» **Task description**: Below are the records; copy each line in them that holds the word "code".
——————
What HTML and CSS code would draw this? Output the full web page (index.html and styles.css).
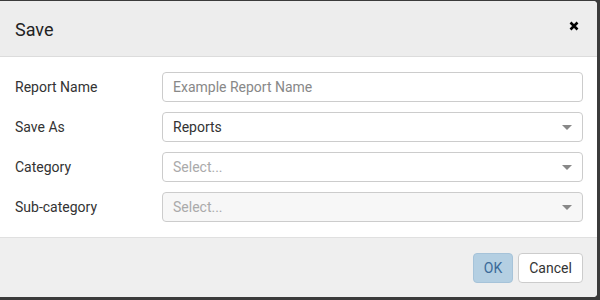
FILE: index.html
```html
<!DOCTYPE html>
<html>
<head>
<meta charset="utf-8">
<link rel="stylesheet" href="styles.css">
</head>
<body>
<div class="modal">
  <div class="modal-header">
    <h1 class="title">Save</h1>
    <button class="close" aria-label="Close">
      <svg width="10" height="10" viewBox="0 0 10 10"><path d="M1.5 1.5 L8.5 8.5 M8.5 1.5 L1.5 8.5" stroke="#000" stroke-width="2.6" stroke-linecap="butt"/></svg>
    </button>
  </div>
  <div class="modal-body">
    <div class="row">
      <label class="label">Report Name</label>
      <input class="control" type="text" placeholder="Example Report Name">
    </div>
    <div class="row">
      <label class="label">Save As</label>
      <div class="control select"><span class="value">Reports</span><span class="caret"></span></div>
    </div>
    <div class="row">
      <label class="label">Category</label>
      <div class="control select"><span class="placeholder">Select...</span><span class="caret"></span></div>
    </div>
    <div class="row">
      <label class="label">Sub-category</label>
      <div class="control select disabled"><span class="placeholder">Select...</span><span class="caret"></span></div>
    </div>
  </div>
  <div class="modal-footer">
    <button class="btn btn-primary">OK</button>
    <button class="btn btn-default">Cancel</button>
  </div>
</div>
</body>
</html>
```
FILE: styles.css
```css
* { box-sizing: border-box; }
html, body { margin: 0; height: 100%; }
body {
  background: #3b3b3b;
  padding: 1px 3px 3px 0;
  font-family: Roboto, "Liberation Sans", sans-serif;
  color: #333;
}
.modal {
  background: #fff;
  border-radius: 0 4px 4px 0;
  height: 296px;
  display: flex;
  flex-direction: column;
  overflow: hidden;
}
.modal-header {
  background: #ededed;
  border-bottom: 1px solid #dcdcdc;
  height: 56px;
  display: flex;
  align-items: center;
  justify-content: space-between;
  padding: 0 18px 0 15px;
}
.title {
  margin: 0;
  font-size: 18px;
  font-weight: 400;
  color: #222;
  position: relative;
  top: 1px;
}
.close {
  border: 0;
  background: none;
  padding: 0;
  display: flex;
  position: relative;
  top: -3px;
}
.modal-body {
  padding: 15px 14px 15px 15px;
  display: flex;
  flex-direction: column;
  gap: 10px;
  flex: none;
}
.row {
  display: flex;
  align-items: center;
  height: 30px;
}
.label {
  width: 147px;
  font-size: 14px;
  color: #333;
}
.control {
  flex: 1;
  height: 30px;
  border: 1px solid #ccc;
  border-radius: 4px;
  background: #fff;
  font-family: inherit;
  font-size: 14px;
  padding: 0 10px;
  color: #333;
  outline: none;
}
.control::placeholder { color: #888; }
.select {
  display: flex;
  align-items: center;
  justify-content: space-between;
}
.placeholder { color: #aaa; }
.select.disabled { background: #f7f7f7; }
.caret {
  width: 0;
  height: 0;
  border-left: 5px solid transparent;
  border-right: 5px solid transparent;
  border-top: 5px solid #888;
  margin-right: 0;
}
.modal-footer {
  flex: 1;
  background: #efefef;
  border-top: 1px solid #e0e0e0;
  display: flex;
  justify-content: flex-end;
  align-items: flex-start;
  gap: 5px;
  padding: 15px 14px 0 0;
}
.btn {
  height: 30px;
  font-family: inherit;
  font-size: 14px;
  border-radius: 4px;
  padding: 0;
  border: 1px solid;
}
.btn-primary {
  background: #b4cfe2;
  border-color: #a6c3d9;
  color: #3b6a99;
  width: 40px;
}
.btn-default {
  background: #fff;
  border-color: #ccc;
  color: #333;
  width: 65px;
}
```
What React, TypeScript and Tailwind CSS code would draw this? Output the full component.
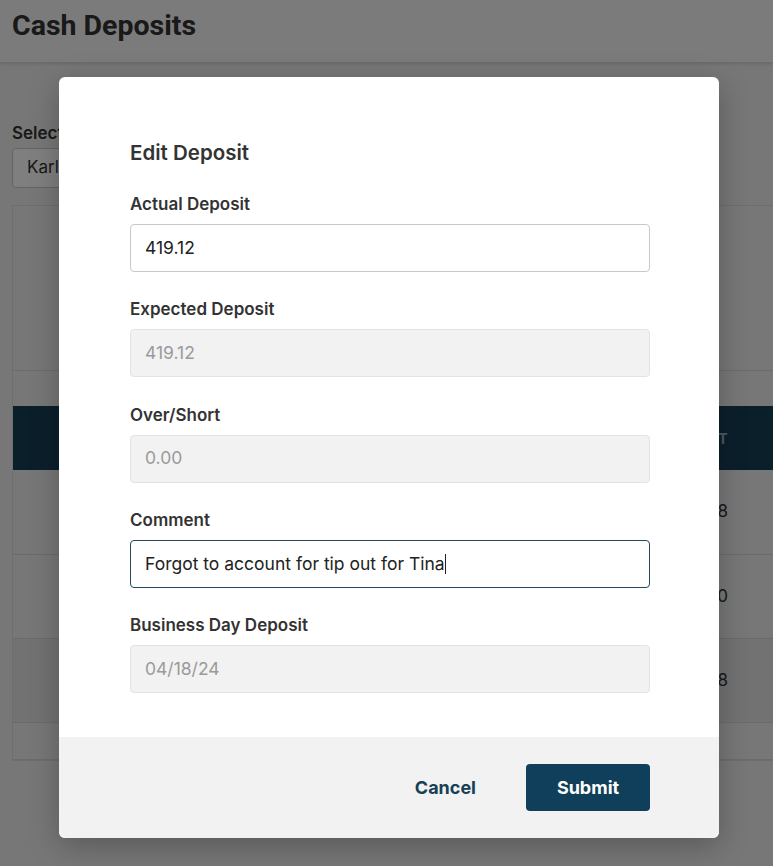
import React from 'react';

interface Field {
    label: string;
    value: string;
    kind: 'edit' | 'disabled' | 'focused';
}

const FIELDS: Field[] = [
    { label: 'Actual Deposit', value: '419.12', kind: 'edit' },
    { label: 'Expected Deposit', value: '419.12', kind: 'disabled' },
    { label: 'Over/Short', value: '0.00', kind: 'disabled' },
    { label: 'Comment', value: 'Forgot to account for tip out for Tina', kind: 'focused' },
    { label: 'Business Day Deposit', value: '04/18/24', kind: 'disabled' },
];

const ROWS = [
    { value: '$419.18', tone: 'bg-[#eeeeee]', h: 'h-[85px]' },
    { value: '$212.50', tone: 'bg-[#eeeeee]', h: 'h-[84px]' },
    { value: '$377.08', tone: 'bg-[#e5e5e5]', h: 'h-[84px]' },
    { value: '', tone: 'bg-[#eeeeee]', h: 'h-[37px]' },
];

function FieldBox({ field }: { field: Field }) {
    const base = 'flex items-center h-[48px] rounded-[4px] pl-[14px] text-[17.5px] border';
    if (field.kind === 'disabled') {
        return <div className={`${base} bg-[#f2f2f2] border-[#e3e3e3] text-[#9a9a9a]`}>{field.value}</div>;
    }
    if (field.kind === 'focused') {
        return (
            <div className={`${base} bg-white border-[#24485c] text-[#222]`}>
                {field.value}
                <span className="inline-block w-px h-[20px] bg-[#222]" />
            </div>
        );
    }
    return <div className={`${base} bg-white border-[#c8c8c8] text-[#222]`}>{field.value}</div>;
}

export default function App() {
    return (
        <div className="relative w-[773px] h-[866px] overflow-hidden bg-[#eeeeee] font-[Inter,sans-serif]">
            {/* ── underlying page ─────────────────────────────────── */}
            <header className="h-[62px] bg-[#f6f6f6] flex items-start pt-[9px] px-[12px] shadow-[0_2px_3px_rgba(0,0,0,0.12)]">
                <h1 className="text-[28.5px] font-bold text-[#333] leading-[34px] font-[Roboto,sans-serif]">Cash Deposits</h1>
            </header>

            <div className="pl-[12px] pt-[61px]">
                <p className="text-[17px] font-semibold text-[#333] leading-[20px] mb-[5px]">Select Employee</p>
                <div className="w-[260px] h-[40px] rounded-[4px] border border-[#c8c8c8] bg-white flex items-center pl-[14px] text-[17px] text-[#333]">
                    Karl Jensen
                </div>

                <div className="mt-[17px] w-[820px] border border-[#dcdcdc] bg-[#eeeeee]">
                    <div className="h-[165px] border-b border-[#d8d8d8]" />
                    <div className="h-[35px]" />
                    <div className="h-[64px] bg-[#163f57] flex items-center">
                        <span className="w-[715px] text-right text-[14px] font-bold tracking-wide text-[#9fb3bf]">AMOUNT</span>
                    </div>
                    {ROWS.map((r, i) => (
                        <div key={i} className={`${r.h} ${r.tone} border-b border-[#d6d6d6] flex items-center`}>
                            <span className="w-[715px] text-right text-[17px] text-[#333]">{r.value}</span>
                        </div>
                    ))}
                </div>
            </div>

            {/* ── backdrop ────────────────────────────────────────── */}
            <div className="absolute inset-0 bg-black/50" />

            {/* ── modal ───────────────────────────────────────────── */}
            <div className="absolute left-[59px] top-[77px] w-[660px] rounded-[6px] bg-white overflow-hidden shadow-[0_8px_30px_rgba(0,0,0,0.25)]">
                <div className="pl-[71px] pr-[69px] pt-[62px] pb-[44px]">
                    <h2 className="text-[20.5px] font-semibold text-[#333] leading-[28px] mb-[27px]">Edit Deposit</h2>
                    <div className="flex flex-col gap-[27.25px]">
                        {FIELDS.map((f) => (
                            <div key={f.label}>
                                <p className="text-[17px] font-semibold text-[#333] leading-[20px] mb-[10px]">{f.label}</p>
                                <FieldBox field={f} />
                            </div>
                        ))}
                    </div>
                </div>

                <div className="bg-[#f2f2f2] h-[101px] flex items-center justify-end gap-[50px] pr-[69px]">
                    <button className="text-[18px] font-bold text-[#173f55]">Cancel</button>
                    <button className="w-[124px] h-[47px] rounded-[4px] bg-[#0f3f5a] text-white text-[18px] font-bold">
                        Submit
                    </button>
                </div>
            </div>
        </div>
    );
}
——————
» **Response**:
What HTML and CSS code would draw this? Output the full web page (index.html and styles.css).
What React, TypeScript and Tailwind CSS code would draw this? Output the full component.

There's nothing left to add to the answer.